GEDC SiGe Project Receives $9.5 million from NASA

John D. Cressler, shown here at left with students, is Byers professor in the Georgia Tech School of Electrical and Computer Engineering and principal investigator for the SiGe research project at the Georgia Electronic Design Center.

ATLANTA (May 19, 2006) — A Georgia Electronic Design Center (GEDC) research project to develop silicon-germanium (SiGe) mixed-signal electronic components for upcoming Lunar and Martian exploration missions has received increased funding from NASA.

The GEDC effort, "SiGe Integrated Electronics for Extreme Environments," has been approved for Phase 2 funding of $9.5 million over the next three years.

Project participants include IBM Corp., the Jet Propulsion Laboratory, BAE Systems, Boeing Corp. and Lynguent Inc., as well as five other schools - Auburn University, Vanderbilt University, the University of Maryland, the University of Tennessee and the University of Arkansas. GEDC, a mixed-signal integrated circuit research and design center at the Georgia Institute of Technology, is leading the project.

"We just completed a $2.1 million Phase 1 in April and received very positive reviews from NASA," said John D. Cressler, Byers professor in the Georgia Tech School of Electrical and Computer Engineering and principal investigator for the SiGe research project. "There is a strong possibility that one day GEDC-developed SiGe components will be working on the surfaces of the Moon and Mars."

Silicon-germanium technology takes conventional silicon integrated circuits and uses nanotechnology techniques to introduce germanium inside the silicon on an atomic scale. The resulting material has a number of advantages over conventional integrated circuit technologies for space applications. SiGe circuits have innate resistance to the high radiation levels encountered in space and also work well down to the deep cryogenic temperatures (near absolute zero) typically encountered in space.

For example, during the day the ambient temperature on the surface of the Moon is 120 degrees centigrade, while it decreases to a chilly minus-180 degrees centigrade at night. At present, conventional electronic components cannot operate over such extreme temperature ranges and must be protected from the environment, which severely constrains system architectures.
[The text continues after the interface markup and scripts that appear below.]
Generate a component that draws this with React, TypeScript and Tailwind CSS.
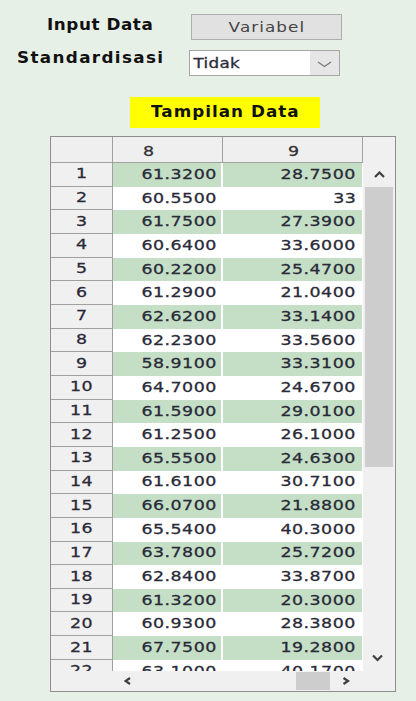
import React from 'react';

const rows: [string, string][] = [
  ['61.3200', '28.7500'],
  ['60.5500', '33'],
  ['61.7500', '27.3900'],
  ['60.6400', '33.6000'],
  ['60.2200', '25.4700'],
  ['61.2900', '21.0400'],
  ['62.6200', '33.1400'],
  ['62.2300', '33.5600'],
  ['58.9100', '33.3100'],
  ['64.7000', '24.6700'],
  ['61.5900', '29.0100'],
  ['61.2500', '26.1000'],
  ['65.5500', '24.6300'],
  ['61.6100', '30.7100'],
  ['66.0700', '21.8800'],
  ['65.5400', '40.3000'],
  ['63.7800', '25.7200'],
  ['62.8400', '33.8700'],
  ['61.3200', '20.3000'],
  ['60.9300', '28.3800'],
  ['67.7500', '19.2800'],
  ['63.1000', '40.1700'],
];

type Dir = 'up' | 'down' | 'left' | 'right';

// small scrollbar arrows
function Arrow({ dir }: { dir: Dir }) {
  const pts: Record<Dir, string> = {
    up: '1,6 5.5,1.5 10,6',
    down: '1,1.5 5.5,6 10,1.5',
    left: '6,1 1.5,4 6,7',
    right: '1.5,1 6,4 1.5,7',
  };
  const vertical = dir === 'up' || dir === 'down';
  return (
    <svg
      width={vertical ? 11 : 8}
      height={8}
      viewBox={vertical ? '0 0 11 8' : '0 0 8 8'}
      className="block"
    >
      <polyline points={pts[dir]} fill="none" stroke="#404040" strokeWidth="2.2" />
    </svg>
  );
}

export default function App() {
  return (
    <div className="w-[416px] h-[701px] overflow-hidden bg-[#e7f0e7] font-['DejaVu_Sans',sans-serif] text-[#222]">
      {/* Input Data */}
      <div className="flex items-start pt-[14px]">
        <div className="w-[191px] pl-[47px] pt-[2px] text-[15px] leading-[18px] font-bold text-[#111]">
          <span className="inline-block origin-left scale-x-[1.12] tracking-[0.5px]">Input Data</span>
        </div>
        <div className="w-[151px] h-[26px] border border-[#adadad] bg-[#e1e1e1] flex items-center justify-center text-[14px] text-[#444]">
          <span className="inline-block scale-x-[1.2] tracking-[0.9px]">Variabel</span>
        </div>
      </div>

      {/* Standardisasi */}
      <div className="flex items-start mt-[10px]">
        <div className="w-[189px] pl-[17px] -mt-[1px] text-[15px] leading-[18px] font-bold text-[#111]">
          <span className="inline-block origin-left scale-x-[1.12] tracking-[1.2px]">Standardisasi</span>
        </div>
        <div className="w-[151px] h-[26px] border border-[#a6a6a6] bg-white flex items-center">
          <span className="pl-[3px] inline-block origin-left scale-x-[1.2] tracking-[0.2px] text-[14px] text-[#2b2b3b] [-webkit-text-stroke:0.3px_#2b2b3b]">
            Tidak
          </span>
          <div className="ml-auto w-[29px] h-full bg-[#e6e6e6] flex items-center justify-center">
            <svg width="15" height="7" viewBox="0 0 15 7" className="block mt-[2px]">
              <polyline points="1,1 7.5,5.5 14,1" fill="none" stroke="#7a7a7a" strokeWidth="1.4" />
            </svg>
          </div>
        </div>
      </div>

      {/* Tampilan Data */}
      <div className="ml-[130px] mt-[21px] w-[190px] h-[31px] bg-[#ffff00] flex items-center justify-center text-[15px] font-bold text-[#111]">
        <span className="inline-block scale-x-[1.12] tracking-[0.9px]">Tampilan Data</span>
      </div>

      {/* table */}
      <div className="ml-[50px] mt-[8px] w-[346px] h-[556px] border border-[#8e8e8e] flex flex-col">
        <div className="flex h-[534px]">
          <div className="w-[312px] flex flex-col">
            <div className="flex h-[26px] border-b border-[#a0a0a0] bg-[#efefef] text-[14.5px] text-[#333] [-webkit-text-stroke:0.3px_#333]">
              <div className="w-[62px] border-r border-[#a0a0a0]" />
              <div className="w-[110px] border-r border-[#a0a0a0] pl-[31px] pt-[4px]">
                <span className="inline-block scale-x-[1.2]">8</span>
              </div>
              <div className="w-[140px] border-r border-[#a0a0a0] pl-[66px] pt-[4px]">
                <span className="inline-block scale-x-[1.2]">9</span>
              </div>
            </div>
            <div className="h-[508px] overflow-hidden">
              {rows.map(([a, b], i) => {
                const green = i % 2 === 0;
                return (
                  <div
                    key={i}
                    className="flex h-[23.67px] text-[14.5px] text-[#2a2a38] [-webkit-text-stroke:0.3px_#2a2a38]"
                  >
                    <div className="w-[62px] border-r border-b border-[#a0a0a0] bg-[#f0f0f0] flex items-center justify-center">
                      <span className="inline-block scale-x-[1.2] tracking-[0.4px]">{i + 1}</span>
                    </div>
                    <div
                      className={`w-[110px] border-r-2 border-white flex items-center justify-end pr-[4px] ${
                        green ? 'bg-[#c4dfc6]' : 'bg-white'
                      }`}
                    >
                      <span className="inline-block origin-right scale-x-[1.2] tracking-[0.4px]">{a}</span>
                    </div>
                    <div
                      className={`w-[140px] border-r border-white flex items-center justify-end pr-[6px] ${
                        green ? 'bg-[#c4dfc6]' : 'bg-white'
                      }`}
                    >
                      <span className="inline-block origin-right scale-x-[1.2] tracking-[0.4px]">{b}</span>
                    </div>
                  </div>
                );
              })}
            </div>
          </div>

          {/* vertical scrollbar */}
          <div className="w-[32px] bg-[#f0f0f0] flex flex-col">
            <div className="h-[26px]" />
            <div className="h-[24px] flex items-center justify-center">
              <Arrow dir="up" />
            </div>
            <div className="h-[280px] mx-[2px] bg-[#cdcdcd]" />
            <div className="flex-1" />
            <div className="h-[26px] flex items-center justify-center pr-[3px]">
              <Arrow dir="down" />
            </div>
          </div>
        </div>

        {/* horizontal scrollbar */}
        <div className="h-[20px] bg-[#f0f0f0] flex items-center">
          <div className="w-[73px]" />
          <Arrow dir="left" />
          <div className="w-[164px]" />
          <div className="w-[34px] h-[18px] bg-[#cdcdcd]" />
          <div className="w-[12px]" />
          <Arrow dir="right" />
        </div>
      </div>
    </div>
  );
}
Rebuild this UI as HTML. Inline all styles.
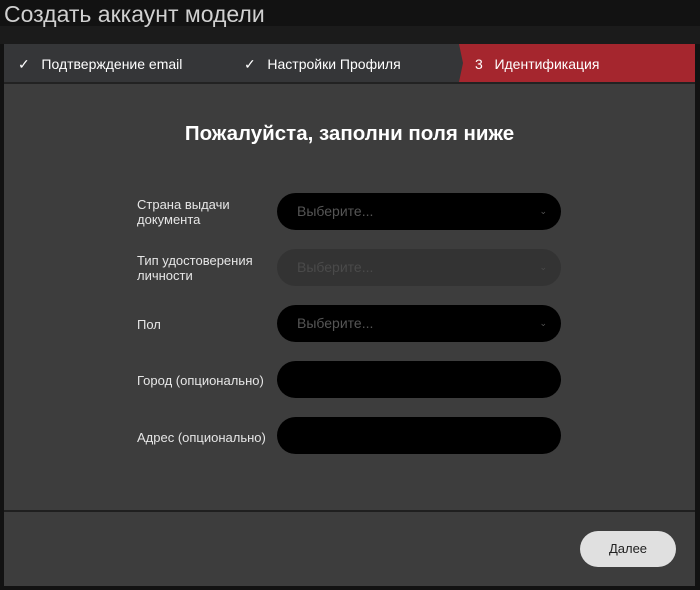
<!DOCTYPE html><html><head><meta charset="utf-8"><style>
body{margin:0;width:700px;height:590px;background:#121212;font-family:"Liberation Sans",sans-serif;position:relative;overflow:hidden}
.t{position:absolute;left:4px;top:1px;font-size:23px;color:#d0d0d0}
.bgline{position:absolute;left:0;top:26px;width:700px;height:18px;background:#1b1b1b}
.m{position:absolute;left:4px;top:44px;width:691px;height:542px;background:#3d3d3d}
.hd{position:absolute;left:0;top:0;width:691px;height:38px;background:#353638;border-bottom:2px solid #222}
.hd span{position:absolute;top:12px;font-size:14px;color:#fff}
.red{position:absolute;left:455px;top:0;width:236px;height:38px;background:#a5262e;clip-path:polygon(0 0,100% 0,100% 100%,0 100%,4px 50%)}
h1{position:absolute;top:78px;left:0;width:691px;text-align:center;font-size:20.5px;color:#fff;margin:0}
.l{position:absolute;left:133px;font-size:13px;color:#e6e6e6;line-height:15px}
.f{position:absolute;left:273px;width:284px;height:37px;border-radius:19px;background:#000;color:#555;font-size:14px;line-height:37px;text-indent:20px}
.f.d{background:#333;color:#4a4a4a}
.f i{position:absolute;right:14px;top:0;font-style:normal;font-size:9px}
.ft{position:absolute;left:0;top:466px;width:691px;height:2px;background:#1f1f1f}
.b{position:absolute;left:576px;top:487px;width:96px;height:36px;border-radius:18px;background:#e0e0e0;color:#222;font-size:13px;text-align:center;line-height:36px}
</style></head><body>
<div class="bgline"></div>
<div class="t">Создать аккаунт модели</div>
<div class="m">
<div class="hd"><div class="red"></div>
<span style="left:14px">✓&nbsp;&nbsp; Подтверждение email</span>
<span style="left:240px">✓&nbsp;&nbsp; Настройки Профиля</span>
<span style="left:471px">3&nbsp;&nbsp; Идентификация</span></div>
<h1>Пожалуйста, заполни поля ниже</h1>
<div class="l" style="top:153px">Страна выдачи<br>документа</div>
<div class="f" style="top:149px">Выберите...<i>⌄</i></div>
<div class="l" style="top:209px">Тип удостоверения<br>личности</div>
<div class="f d" style="top:205px">Выберите...<i>⌄</i></div>
<div class="l" style="top:273px">Пол</div>
<div class="f" style="top:261px">Выберите...<i>⌄</i></div>
<div class="l" style="top:329px">Город (опционально)</div>
<div class="f" style="top:317px"></div>
<div class="l" style="top:386px">Адрес (опционально)</div>
<div class="f" style="top:373px"></div>
<div class="ft"></div>
<div class="b">Далее</div>
</div>
</body></html>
The end result of this project is that SiGe components could be used in space and planetary exploration systems without requiring protective "warm boxes" — thus providing dramatic savings in weight, bulk, power and cost while improving reliability and enabling more distributed system architectures.

"Our NASA SiGe effort is a very good example of the many successes enabled by the synergies within GEDC," said Prof. Joy Laskar, director of the center. "In-depth expertise and a collaborative environment are strong enablers of technological innovation."